Project Is Funded with $1M Grant from U.S. Department of Energy

Forest logs Image by U.S. Forest Service

UML researchers are leading the effort to develop sustainable fuel additives from sawdust produced by sawmills, where logs are cut into lumber for wood processing and manufacturing.

09/28/2018
By Edwin L. Aguirre

The U.S. Department of Energy (DOE) has awarded a three-year, $1 million grant to a team of researchers from UMass Lowell, the University of Maine and Florida-based Mainstream Engineering Corp. to develop renewable fuel additives made from “woody biomass” – particularly sawdust from sawmills.

“The additives, which are derived from sustainable raw materials, will help offset the use of traditional fossil fuels in internal combustion engines in cars and trucks as well as in steam turbines for power generation,” says Hunter Mack, a UML assistant professor in the Department of Mechanical Engineering and the project’s principal investigator (PI). “Our lab’s goal is to increase energy efficiency, reduce emissions and identify other potential sustainable fuels and chemicals of the future.”

In this project, the term “additive” doesn’t necessarily mean in small quantities, nor is it meant to work as an engine-performance booster.

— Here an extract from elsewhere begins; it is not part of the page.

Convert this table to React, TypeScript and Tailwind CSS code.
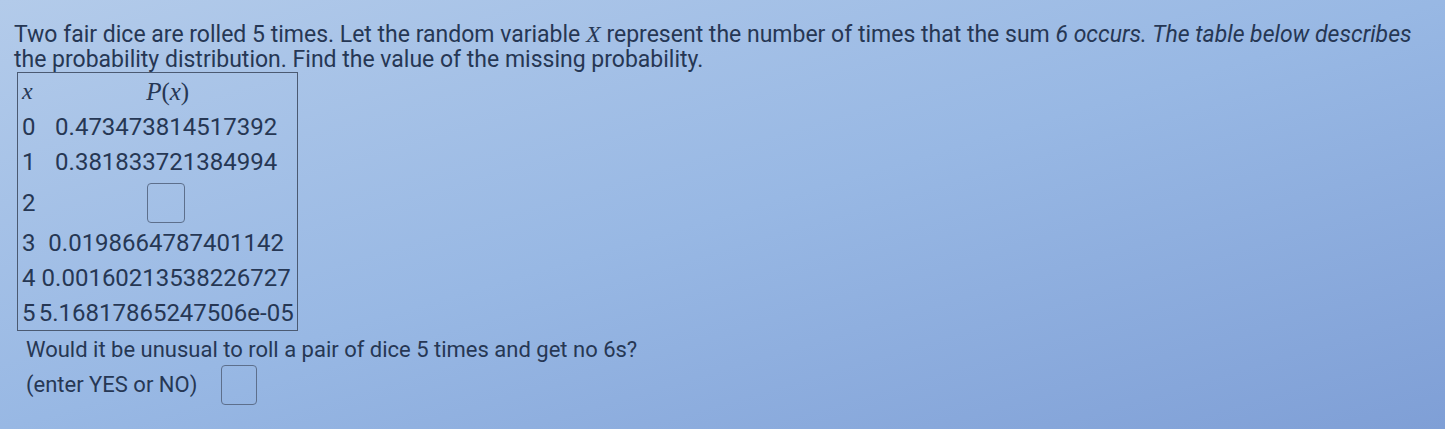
import React from 'react';

const rows: { x: string; p: string | null }[] = [
  { x: '0', p: '0.473473814517392' },
  { x: '1', p: '0.381833721384994' },
  { x: '2', p: null },
  { x: '3', p: '0.0198664787401142' },
  { x: '4', p: '0.00160213538226727' },
  { x: '5', p: '5.16817865247506e-05' },
];

function Blank({ className }: { className: string }) {
  return <span className={`inline-block rounded-[4px] border-[1.5px] border-[#5d6f8c] ${className}`} />;
}

export default function App() {
  return (
    <div className="w-[1445px] h-[429px] overflow-hidden bg-gradient-to-br from-[#b3cbea] via-[#98b8e4] to-[#7f9fd6] text-[#263754] font-['Roboto',sans-serif]">
      <div className="pl-[14px] pt-[22px] pr-[20px]">
        <p className="text-[23px] leading-[25px] whitespace-nowrap">
          Two fair dice are rolled 5 times. Let the random variable{' '}
          <span className="font-['Liberation_Serif',serif] italic text-[24px]">X</span> represent the number of
          times that the sum <span className="italic">6 occurs. The table below describes</span>
          <br />
          the probability distribution. Find the value of the missing probability.
        </p>

        <table className="ml-[3px] border border-[#4b5a72] text-[24px] leading-none">
          <tbody>
            <tr className="h-[37px]">
              <td className="pl-[4px] pr-[6px] align-middle font-['Liberation_Serif',serif] italic">x</td>
              <td className="text-center font-['Liberation_Serif',serif] text-[25px]">
                <span className="italic">P</span>(<span className="italic">x</span>)
              </td>
            </tr>
            {rows.map((r) => (
              <tr key={r.x} className={r.p ? 'h-[35px]' : 'h-[46px]'}>
                <td className="pl-[4px] pr-[3px] align-middle">{r.x}</td>
                <td className="pr-[3px] text-center align-middle">
                  {r.p ? r.p : <Blank className="w-[38px] h-[40px] align-middle" />}
                </td>
              </tr>
            ))}
          </tbody>
        </table>

        <div className="pl-[12px] pt-[6px] text-[22px] leading-[26px]">
          <p>Would it be unusual to roll a pair of dice 5 times and get no 6s?</p>
          <div className="mt-[2px] flex items-center gap-[24px]">
            <span>(enter YES or NO)</span>
            <Blank className="w-[36px] h-[40px]" />
          </div>
        </div>
      </div>
    </div>
  );
}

“Just like the unleaded gasoline you fill your car with, which can contain up to 10 percent ethanol by volume, the additive is intended to be mixed with traditional petroleum-based fuel like diesel to displace some volume of diesel with something renewable and help cut down the vehicle’s carbon footprint,” says Mack. “This biofuel-blend formulation will offer the same engine performance but hopefully it is easier and more environmentally friendly to produce.”

Joining him in conducting research at UML is chemical engineering Asst. Prof. Hsi-Wu Wong, who is a project co-PI, along with graduate students Martia Shahsavan and Mohammad Morovatiyan.

“We focus on transportation because the transportation sector is so heavily dependent on petroleum-based fuels,” says Wong.

Asst. Profs. Hunter Mack and Hsi-Wu Wong Image by Edwin L. Aguirre

Mechanical engineering Asst. Prof. Hunter Mack, left, and chemical engineering Asst. Prof. Hsi-Wu Wong with the combustion chamber setup at the Energy & Combustion Research Lab at UMass Lowell.

The project is part of the DOE’s Co-Optima initiative to develop fuel and engine innovations that work together to maximize vehicle performance and fuel economy.

“The DOE wants to co-optimize engines and fuels together to provide a cleaner, more efficient and sustainable transportation sector,” says Mack.

The UMass Lowell-led project is one of 42 that the DOE has recently selected nationwide as part of its $80 million investment to support early-stage research of advanced vehicle technologies that can “enable more affordable mobility, strengthen domestic energy security, reduce the country’s dependence on foreign sources of critical materials and enhance U.S. economic growth.”

A New Role for Forest Byproducts

Woody biomass refers to forest trees and woody plants, as well as their byproducts from wood manufacturing and processing that are not suitable for purchase or sale and don’t have an existing local market.

“We targeted woody biomass as raw material because of our collaboration with the University of Maine and its Forest Bioproducts Research Institute,” explains Mack. “The state of Maine has a large forest industry with a long history of making paper. The sawmills have a lot of leftover biomass that needs to be disposed of, so we’re offering a way to convert it into something useful and even profitable.”

Gas pump nozzle

The additive is intended to be mixed with traditional petroleum-based fuel like diesel to displace a portion of the fuel’s volume with something that is renewable and help cut down a vehicle’s greenhouse gas emission.

He says scrap wood from the construction industry can be useful but, at the moment, they can’t use it. “We’re applying precise chemical reaction engineering to the process for producing the additives, so the composition of the raw materials is important,” notes Mack. “Construction wood might have other chemicals mixed in it, such as those used in pressure-treated lumber, and that would change how the reaction goes. So at least in the short term, we’re focusing solely on sawdust, which is a well-defined biomass stream.”

Wong says there is enough woody biomass waste available to make the process economically viable. He adds that the papermaking industry in general is in decline, and one of the economic benefits of this project is that it could provide the paper industry with a new source of revenue for its sawdust – in this case, for making biofuels, biopolymers and other bio-derived products. “This is the direction that the wood industry in New England is exploring, and this is the direction that the DOE is heading, which is why we are getting the funding,” Wong says.

The total cost of the project, including cost share from UML and its subcontractors, is $1.45 million, according to Mack.

Other winners of the DOE grants include Penn State University, the University of California, San Diego and UC Irvine, the University of Texas at Austin, Virginia Polytechnic Institute and State University, Worcester Polytechnic Institute, Carnegie Mellon University, Purdue University and SUNY University at Stony Brook, as well as R&D and automotive companies and national labs. The projects range from developing the next generation of lithium-ion batteries for electric vehicles to improving the energy efficiency of off-road vehicles used in construction, agriculture and mining operations.